Jacques’ first point, resting on statistics that quantified the
satisfaction of the Chinese people with their state, may demonstrate
rather less than he hopes. In Thinking, Fast and Slow, the
psychologist Daniel Kahneman warns of a trick that our minds tend to
play on us. When faced with a difficult question we are tempted to
unknowingly substitute an easier question, and answer that instead. So,
a question about the importance of preserving an animal species or,
perhaps, the effectiveness of the market in the NHS, is transmuted into a
question about the cuteness of the animal or our how we feel about
people making money from healthcare. Similarly, in presenting this poll
as a test of legitimacy, Jacques has shifted from examining the legitimacy of the government to assessing the perception of the legitimacy of
the state. Just because people believe that a government is entitled
to rule, this thought alone does not make it so. Given the control
China exercises over its media, and the absence of any real opposition
to the government, a general belief in the legitimacy of the government
might not be all that surprising.
Indeed, it is even possible that the questions asked by Jacques’

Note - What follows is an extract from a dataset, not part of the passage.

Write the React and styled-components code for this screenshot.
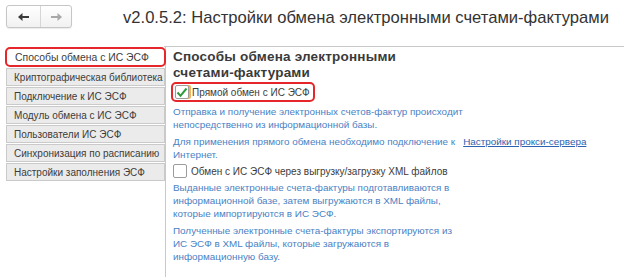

surveys were directed towards something other than the legitimacy of the
government. The surveys appear to have asked after people’s satisfaction with
the state, or their assessment of the government’s handling of the
economy. This is a very different thing to the entitlement of the
government to rule. It is easy to imagine a person – perhaps a subject
in an imperial territory – admitting that the dominating power was
competent, but still challenging its right to rule. The Romans are
still Romans, no matter how well they govern. On the other hand, a
citizen might regard her government as poor, on the verge of
incompetence, but still endorse its legitimacy. Many Labour Party
supporters would bitterly criticise the Coalition’s policies, but still
recognise that the United Kingdom possesses a legitimate government.
This is not just a semantic quibble. Political scientists
distinguish between two forms of legitimacy: input legitimacy and output
legitimacy. Jacques has focused almost exclusively on output
legitimacy in his talk. Output legitimacy is a function of the
competency of the state. People do, or should, support the state and
comply with its commands because doing so will make their community a
better place to live. Input legitimacy, in contrast, is a function of
the way decisions are made. People do, or should, support the state and
comply with its commands because of the way the government has been
formed and the way the commands have been produced. Ordinarily, some
form of democracy is at the heart of input legitimacy. These two forms
of legitimacy are complementary and interconnected. Perhaps one form of
legitimacy is valueless without at least an element of the other. That
the people of China are satisfied with their government, coupled with
the strong economic success of that country, shows that China has a
plausible case to make in terms of output legitimacy. The lack of input
legitimacy may, though, still throw into question the broader
entitlement of the Chinese government to rule.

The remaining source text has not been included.